NASA offered similar language in its budget justification. “SOFIA’s annual operations budget is the second most expensive operating mission in the Astrophysics Division (after the Hubble Space Telescope), yet the science productivity of the mission is not on par with other large science missions,” it stated. “Dramatic improvement in SOFIA’s scientific productivity is not expected.”
A month earlier, though, NASA was singing a different tune. “Their plans for their extended mission include a lot of new initiatives that will increase SOFIA’s service to the community,” said Paul Hertz, director of NASA’s astrophysics division, during a SOFIA town hall meeting at the 235th Meeting of the American Astronomical Society (AAS) Jan. 7 in Honolulu. “The SOFIA team is working hard to implement those changes and make those improvements.”
Those improvements came from a pair of studies that NASA commissioned in 2018, one to examine the operations of the observatory and the other its science. Those studies concluded with recommendations on how to improve the efficiency of SOFIA.

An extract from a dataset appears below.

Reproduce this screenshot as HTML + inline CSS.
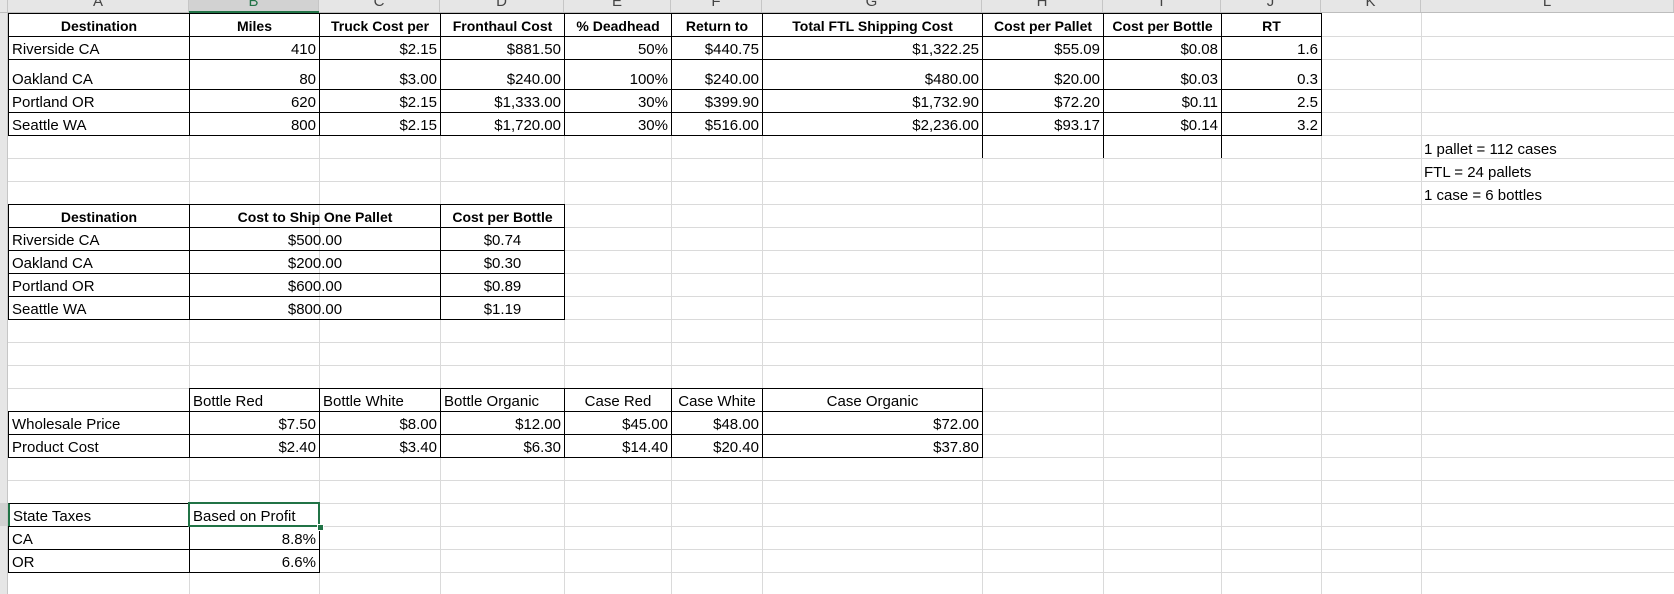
<!DOCTYPE html>
<html><head><meta charset="utf-8"><style>
html,body{margin:0;padding:0;width:1674px;height:594px;overflow:hidden;background:#fff;font-family:"Liberation Sans",Arial,sans-serif;font-size:15px;color:#000}
.g{position:absolute;background:#dadada}
.c{position:absolute;box-sizing:border-box;border:1px solid #000;display:flex;align-items:flex-end;padding:0 3px 1px 3px;white-space:nowrap;overflow:hidden;line-height:17px}
.t{position:absolute;box-sizing:border-box;display:flex;align-items:flex-end;padding:0 3px 1px 3px;white-space:nowrap;line-height:17px}
.n{justify-content:flex-end}.m{justify-content:center}
.b{font-weight:bold;font-size:14px}
.h{position:absolute;top:0;height:13px;overflow:hidden;background:#e6e6e6;border-right:1px solid #c6c6c6;box-sizing:border-box;text-align:center;color:#444;font-size:15px;line-height:13px}
.h span{position:relative;top:-5px}
</style></head><body>
<div style="position:absolute;left:0;top:0;width:1674px;height:13px;background:#e6e6e6"></div>
<div class="h" style="left:0;width:8px"></div>
<div class="h" style="left:8px;width:181px"><span>A</span></div>
<div class="h" style="left:189px;width:130px;background:#d2d2d2;color:#217346"><span>B</span></div>
<div class="h" style="left:319px;width:121px"><span>C</span></div>
<div class="h" style="left:440px;width:124px"><span>D</span></div>
<div class="h" style="left:564px;width:107px"><span>E</span></div>
<div class="h" style="left:671px;width:91px"><span>F</span></div>
<div class="h" style="left:762px;width:220px"><span>G</span></div>
<div class="h" style="left:982px;width:121px"><span>H</span></div>
<div class="h" style="left:1103px;width:118px"><span>I</span></div>
<div class="h" style="left:1221px;width:100px"><span>J</span></div>
<div class="h" style="left:1321px;width:100px"><span>K</span></div>
<div class="h" style="left:1421px;width:253px"><span>L</span></div>
<div style="position:absolute;left:0;top:12px;width:1674px;height:1px;background:#bdbdbd"></div>
<div style="position:absolute;left:189px;top:11px;width:130px;height:2px;background:#217346"></div>
<div style="position:absolute;left:0;top:13px;width:7px;height:581px;background:#e6e6e6;border-right:1px solid #c6c6c6"></div>
<div style="position:absolute;left:0;top:503px;width:7px;height:23px;background:#d2d2d2"></div>

<div class="g" style="left:189px;top:13px;width:1px;height:581px"></div>
<div class="g" style="left:319px;top:13px;width:1px;height:581px"></div>
<div class="g" style="left:440px;top:13px;width:1px;height:581px"></div>
<div class="g" style="left:564px;top:13px;width:1px;height:581px"></div>
<div class="g" style="left:671px;top:13px;width:1px;height:581px"></div>
<div class="g" style="left:762px;top:13px;width:1px;height:581px"></div>
<div class="g" style="left:982px;top:13px;width:1px;height:581px"></div>
<div class="g" style="left:1103px;top:13px;width:1px;height:581px"></div>
<div class="g" style="left:1221px;top:13px;width:1px;height:581px"></div>
<div class="g" style="left:1321px;top:13px;width:1px;height:581px"></div>
<div class="g" style="left:1421px;top:13px;width:1px;height:581px"></div>
<div class="g" style="left:8px;top:36px;width:1666px;height:1px"></div>
<div class="g" style="left:8px;top:59px;width:1666px;height:1px"></div>
<div class="g" style="left:8px;top:89px;width:1666px;height:1px"></div>
<div class="g" style="left:8px;top:112px;width:1666px;height:1px"></div>
<div class="g" style="left:8px;top:135px;width:1666px;height:1px"></div>
<div class="g" style="left:8px;top:158px;width:1666px;height:1px"></div>
<div class="g" style="left:8px;top:181px;width:1666px;height:1px"></div>
<div class="g" style="left:8px;top:204px;width:1666px;height:1px"></div>
<div class="g" style="left:8px;top:227px;width:1666px;height:1px"></div>
<div class="g" style="left:8px;top:250px;width:1666px;height:1px"></div>
<div class="g" style="left:8px;top:273px;width:1666px;height:1px"></div>
<div class="g" style="left:8px;top:296px;width:1666px;height:1px"></div>
<div class="g" style="left:8px;top:319px;width:1666px;height:1px"></div>
<div class="g" style="left:8px;top:342px;width:1666px;height:1px"></div>
<div class="g" style="left:8px;top:365px;width:1666px;height:1px"></div>
<div class="g" style="left:8px;top:388px;width:1666px;height:1px"></div>
<div class="g" style="left:8px;top:411px;width:1666px;height:1px"></div>
<div class="g" style="left:8px;top:434px;width:1666px;height:1px"></div>
<div class="g" style="left:8px;top:457px;width:1666px;height:1px"></div>
<div class="g" style="left:8px;top:480px;width:1666px;height:1px"></div>
<div class="g" style="left:8px;top:503px;width:1666px;height:1px"></div>
<div class="g" style="left:8px;top:526px;width:1666px;height:1px"></div>
<div class="g" style="left:8px;top:549px;width:1666px;height:1px"></div>
<div class="g" style="left:8px;top:572px;width:1666px;height:1px"></div>

<div class="c m b" style="left:8px;top:13px;width:182px;height:24px">Destination</div>
<div class="c m b" style="left:189px;top:13px;width:131px;height:24px">Miles</div>
<div class="c m b" style="left:319px;top:13px;width:122px;height:24px">Truck Cost per</div>
<div class="c m b" style="left:440px;top:13px;width:125px;height:24px">Fronthaul Cost</div>
<div class="c m b" style="left:564px;top:13px;width:108px;height:24px">% Deadhead</div>
<div class="c m b" style="left:671px;top:13px;width:92px;height:24px">Return to</div>
<div class="c m b" style="left:762px;top:13px;width:221px;height:24px">Total FTL Shipping Cost</div>
<div class="c m b" style="left:982px;top:13px;width:122px;height:24px">Cost per Pallet</div>
<div class="c m b" style="left:1103px;top:13px;width:119px;height:24px">Cost per Bottle</div>
<div class="c m b" style="left:1221px;top:13px;width:101px;height:24px">RT</div>
<div class="c" style="left:8px;top:36px;width:182px;height:24px">Riverside CA</div>
<div class="c n" style="left:189px;top:36px;width:131px;height:24px">410</div>
<div class="c n" style="left:319px;top:36px;width:122px;height:24px">$2.15</div>
<div class="c n" style="left:440px;top:36px;width:125px;height:24px">$881.50</div>
<div class="c n" style="left:564px;top:36px;width:108px;height:24px">50%</div>
<div class="c n" style="left:671px;top:36px;width:92px;height:24px">$440.75</div>
<div class="c n" style="left:762px;top:36px;width:221px;height:24px">$1,322.25</div>
<div class="c n" style="left:982px;top:36px;width:122px;height:24px">$55.09</div>
<div class="c n" style="left:1103px;top:36px;width:119px;height:24px">$0.08</div>
<div class="c n" style="left:1221px;top:36px;width:101px;height:24px">1.6</div>
<div class="c" style="left:8px;top:59px;width:182px;height:31px">Oakland CA</div>
<div class="c n" style="left:189px;top:59px;width:131px;height:31px">80</div>
<div class="c n" style="left:319px;top:59px;width:122px;height:31px">$3.00</div>
<div class="c n" style="left:440px;top:59px;width:125px;height:31px">$240.00</div>
<div class="c n" style="left:564px;top:59px;width:108px;height:31px">100%</div>
<div class="c n" style="left:671px;top:59px;width:92px;height:31px">$240.00</div>
<div class="c n" style="left:762px;top:59px;width:221px;height:31px">$480.00</div>
<div class="c n" style="left:982px;top:59px;width:122px;height:31px">$20.00</div>
<div class="c n" style="left:1103px;top:59px;width:119px;height:31px">$0.03</div>
<div class="c n" style="left:1221px;top:59px;width:101px;height:31px">0.3</div>
<div class="c" style="left:8px;top:89px;width:182px;height:24px">Portland OR</div>
<div class="c n" style="left:189px;top:89px;width:131px;height:24px">620</div>
<div class="c n" style="left:319px;top:89px;width:122px;height:24px">$2.15</div>
<div class="c n" style="left:440px;top:89px;width:125px;height:24px">$1,333.00</div>
<div class="c n" style="left:564px;top:89px;width:108px;height:24px">30%</div>
<div class="c n" style="left:671px;top:89px;width:92px;height:24px">$399.90</div>
<div class="c n" style="left:762px;top:89px;width:221px;height:24px">$1,732.90</div>
<div class="c n" style="left:982px;top:89px;width:122px;height:24px">$72.20</div>
<div class="c n" style="left:1103px;top:89px;width:119px;height:24px">$0.11</div>
<div class="c n" style="left:1221px;top:89px;width:101px;height:24px">2.5</div>
<div class="c" style="left:8px;top:112px;width:182px;height:24px">Seattle WA</div>
<div class="c n" style="left:189px;top:112px;width:131px;height:24px">800</div>
<div class="c n" style="left:319px;top:112px;width:122px;height:24px">$2.15</div>
<div class="c n" style="left:440px;top:112px;width:125px;height:24px">$1,720.00</div>
<div class="c n" style="left:564px;top:112px;width:108px;height:24px">30%</div>
<div class="c n" style="left:671px;top:112px;width:92px;height:24px">$516.00</div>
<div class="c n" style="left:762px;top:112px;width:221px;height:24px">$2,236.00</div>
<div class="c n" style="left:982px;top:112px;width:122px;height:24px">$93.17</div>
<div class="c n" style="left:1103px;top:112px;width:119px;height:24px">$0.14</div>
<div class="c n" style="left:1221px;top:112px;width:101px;height:24px">3.2</div>
<div style="position:absolute;left:982px;top:135px;width:1px;height:23px;background:#000"></div>
<div style="position:absolute;left:1103px;top:135px;width:1px;height:23px;background:#000"></div>
<div style="position:absolute;left:1221px;top:135px;width:1px;height:23px;background:#000"></div>

<div class="t" style="left:1421px;top:135px;width:253px;height:24px">1 pallet = 112 cases</div>
<div class="t" style="left:1421px;top:158px;width:253px;height:24px">FTL = 24 pallets</div>
<div class="t" style="left:1421px;top:181px;width:253px;height:24px">1 case = 6 bottles</div>

<div class="c m b" style="left:8px;top:204px;width:182px;height:24px">Destination</div>
<div class="c m b" style="left:189px;top:204px;width:252px;height:24px">Cost to Ship One Pallet</div>
<div class="c m b" style="left:440px;top:204px;width:125px;height:24px">Cost per Bottle</div>
<div class="c" style="left:8px;top:227px;width:182px;height:24px">Riverside CA</div>
<div class="c m" style="left:189px;top:227px;width:252px;height:24px">$500.00</div>
<div class="c m" style="left:440px;top:227px;width:125px;height:24px">$0.74</div>
<div class="c" style="left:8px;top:250px;width:182px;height:24px">Oakland CA</div>
<div class="c m" style="left:189px;top:250px;width:252px;height:24px">$200.00</div>
<div class="c m" style="left:440px;top:250px;width:125px;height:24px">$0.30</div>
<div class="c" style="left:8px;top:273px;width:182px;height:24px">Portland OR</div>
<div class="c m" style="left:189px;top:273px;width:252px;height:24px">$600.00</div>
<div class="c m" style="left:440px;top:273px;width:125px;height:24px">$0.89</div>
<div class="c" style="left:8px;top:296px;width:182px;height:24px">Seattle WA</div>
<div class="c m" style="left:189px;top:296px;width:252px;height:24px">$800.00</div>
<div class="c m" style="left:440px;top:296px;width:125px;height:24px">$1.19</div>

<div class="c" style="left:189px;top:388px;width:131px;height:24px">Bottle Red</div>
<div class="c" style="left:319px;top:388px;width:122px;height:24px">Bottle White</div>
<div class="c" style="left:440px;top:388px;width:125px;height:24px">Bottle Organic</div>
<div class="c m" style="left:564px;top:388px;width:108px;height:24px">Case Red</div>
<div class="c m" style="left:671px;top:388px;width:92px;height:24px">Case White</div>
<div class="c m" style="left:762px;top:388px;width:221px;height:24px">Case Organic</div>
<div class="c" style="left:8px;top:411px;width:182px;height:24px">Wholesale Price</div>
<div class="c n" style="left:189px;top:411px;width:131px;height:24px">$7.50</div>
<div class="c n" style="left:319px;top:411px;width:122px;height:24px">$8.00</div>
<div class="c n" style="left:440px;top:411px;width:125px;height:24px">$12.00</div>
<div class="c n" style="left:564px;top:411px;width:108px;height:24px">$45.00</div>
<div class="c n" style="left:671px;top:411px;width:92px;height:24px">$48.00</div>
<div class="c n" style="left:762px;top:411px;width:221px;height:24px">$72.00</div>
<div class="c" style="left:8px;top:434px;width:182px;height:24px">Product Cost</div>
<div class="c n" style="left:189px;top:434px;width:131px;height:24px">$2.40</div>
<div class="c n" style="left:319px;top:434px;width:122px;height:24px">$3.40</div>
<div class="c n" style="left:440px;top:434px;width:125px;height:24px">$6.30</div>
<div class="c n" style="left:564px;top:434px;width:108px;height:24px">$14.40</div>
<div class="c n" style="left:671px;top:434px;width:92px;height:24px">$20.40</div>
<div class="c n" style="left:762px;top:434px;width:221px;height:24px">$37.80</div>

<div class="c" style="left:8px;top:503px;width:182px;height:24px;border-left:2px solid #217346">State Taxes</div>
<div class="c" style="left:189px;top:503px;width:131px;height:24px">Based on Profit</div>
<div class="c" style="left:8px;top:526px;width:182px;height:24px">CA</div>
<div class="c n" style="left:189px;top:526px;width:131px;height:24px">8.8%</div>
<div class="c" style="left:8px;top:549px;width:182px;height:24px">OR</div>
<div class="c n" style="left:189px;top:549px;width:131px;height:24px">6.6%</div>
<div style="position:absolute;left:188px;top:502px;width:132px;height:25px;box-sizing:border-box;border:2px solid #217346"></div>
<div style="position:absolute;left:317px;top:524px;width:5px;height:5px;background:#217346;border:1px solid #fff"></div>
</body></html>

“We want more discoveries per dollar,” said Jim Jackson, associate director for research at the SOFIA Science Center, which is run by the Universities Space Research Organization (USRA), at that town hall meeting. “We want to optimize the value proposition of the observatory.”

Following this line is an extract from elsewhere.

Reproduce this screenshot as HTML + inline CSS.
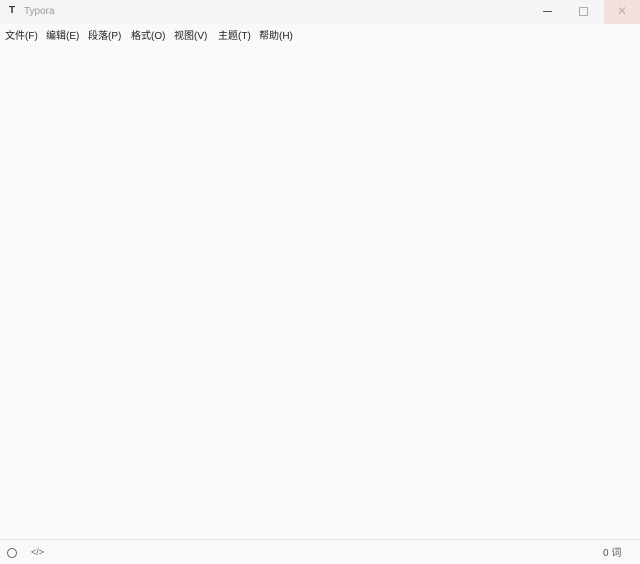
<!DOCTYPE html>
<html><head><meta charset="utf-8"><style>
body{margin:0;width:640px;height:564px;background:#f9f9f9;font-family:"Liberation Sans","Noto Sans CJK SC",sans-serif;position:relative;overflow:hidden;color:#222}
.t{position:absolute;top:0;left:0;width:640px;height:24px;background:#f5f5f5}
.t .n{position:absolute;left:24px;top:6px;font-size:10px;color:#999}
.t .T{position:absolute;left:9px;top:5px;font-size:10px;font-weight:bold;color:#333}
.x{position:absolute;right:0;top:0;width:36px;height:24px;background:#f4dfdf;color:#c9a9a9;font-size:12px;text-align:center;line-height:23px}
.m{position:absolute;top:27px;font-size:10px;color:#222;white-space:pre}
.s{position:absolute;top:539px;left:0;width:640px;border-top:1px solid #e6e6e6}
</style></head><body>
<div class="t"><span class="T">T</span><span class="n">Typora</span>
<div style="position:absolute;left:543px;top:11px;width:9px;height:1px;background:#555"></div>
<div style="position:absolute;left:579px;top:7px;width:7px;height:7px;border:1px solid #aaa;border-radius:1px"></div>
<div class="x">✕</div></div>
<div class="m" style="left:5px">文件(F)</div>
<div class="m" style="left:46px">编辑(E)</div>
<div class="m" style="left:88px">段落(P)</div>
<div class="m" style="left:131px">格式(O)</div>
<div class="m" style="left:174px">视图(V)</div>
<div class="m" style="left:218px">主题(T)</div>
<div class="m" style="left:259px">帮助(H)</div>
<div class="s"></div>
<div style="position:absolute;left:7px;top:548px;width:8px;height:8px;border:1px solid #666;border-radius:50%"></div>
<div style="position:absolute;left:31px;top:547px;font-size:9px;color:#555">&lt;/&gt;</div>
<div style="position:absolute;left:603px;top:544px;font-size:10px;color:#555">0 词</div>
</body></html>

That optimization, he said, includes automating more of the observing process and changing the cadence of flights, such as more flights that last eight hours instead of ten. Jackson said the shorter flights carry less fuel, which allow the plane to reach the stratosphere faster. “It makes much more sense to do five eight-hour flights than four ten-hour flights, because you spend more time, net, in the stratosphere.”
“Once we roll out this plan,” he concluded, “I am confident that we will be a premier facility for the coming decades.” That’s particularly true, he noted, for far infrared observations, which even JWST will not be able to perform.
USRA spokesperson Suraiya Farukhi said Feb. 13 there are no changes planned to SOFIA operations in light of the budget proposal, highlighting a number of scientific discoveries enabled by the observatory that were presented at last month’s AAS meeting. “The SOFIA team will stay the course and continue to provide the international community with high-quality data that addresses key topical science questions based on SOFIA’s unique capabilities.”
This is not the first time that NASA has proposed terminating SOFIA. In its fiscal year 2015 budget proposal, the agency also sought to terminate the observatory, just as it was set to begin its prime mission after an extended development cycle.
NASA leadership said then a lack of resources led it to propose cancelling SOFIA. “It turned out that we had to make very difficult choices about where we go with astrophysics and planetary science and Earth science, and SOFIA happened to be what fell off the plate this time,” Charles Bolden, NASA administrator at the time, said after the release of the budget.
Congress, though, rejected the proposed termination of SOFIA and funded the mission in fiscal year 2015 and subsequent years. It also included language in a 2019 spending bill preventing NASA from including SOFIA in a senior review of extended missions, just as SOFIA was completing its five-year prime mission. NASA instead conducted the science and operations reviews of SOFIA.
Among the observatory’s backers in Congress is House Minority Leader Kevin McCarthy (R‑Calif.), whose district is adjacent to the Palmdale, California, facility that serves as SOFIA’s home base. McCarthy has not commented on the fiscal year 2021 budget proposal, but in a Dec. 17 statement about the passage of fiscal year 2020 appropriations bills, he included SOFIA funding as one of the “District and California priorities that McCarthy helped secure.”